Flow and motion exists. Only Change is eternal. Does not seem to me to be ALL THAT radical.

It seems to me that he is thinking just a rehashed, different form of previous ideas. IE. there are no distinct points that move through time, no "quant of time" yet I thought that was perfectly clear from dividing by infinity. Having a set snapshot of time would mean that there is a set point to which one can zoom in in a timeline, a coorindate point. Yet one point no matter how "zoomed in" to it you are still represents nothing close to a finite "half" in Zenos paradox. There is no miti how much you can half. If that was true and you his a limit during your halfing you would rich your "snapshot" in time. The arrow can always come 1/2 of the distance closer to the target not matter how small the distance.

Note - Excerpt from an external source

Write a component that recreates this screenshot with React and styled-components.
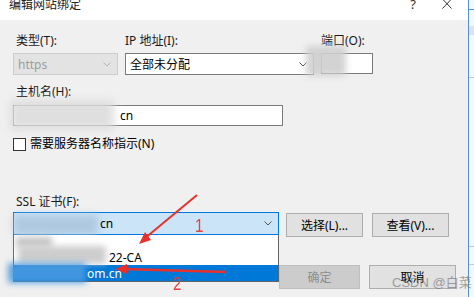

Hmmm I dunno. I always though of time as a measure of change and only applicable if there are interactions . In a sense something hovering in empty space woulg exhibit no time. As soon as there is an observer ( like in the thread about S "Schrödinger's ignorant cat?" there is time. A cat that is isolated like in the cat experiment - that cat would actually be a timeless thing. Time itself arises form interaction. No interaction = no time. Saying you can isolate a "point in time" means to say it does not exist since its existence is only possible by interaction with othr "points in time".

Again Panta Rhei is not tham much of a discovery IMO.

....

Edit: In fact trying to zoom in onto a "point" in time or a coordinate IMO is similar to zooming in on a part of a fractal. I am sure you had seen those ... and constant repeating pattern. In fact there is no "zooming in" on a fractal in a sense of a definite action when you are done "zooming in". Each "zoom" is just as same as the previous one the scale is the only thing that differentiates them. And so zooming in from 1x to .1x is as same as zooming an from 10^-100 000 000 to 10^-100 000 001 or whatever the number of zeros. The same in the postive magnification on a fractal.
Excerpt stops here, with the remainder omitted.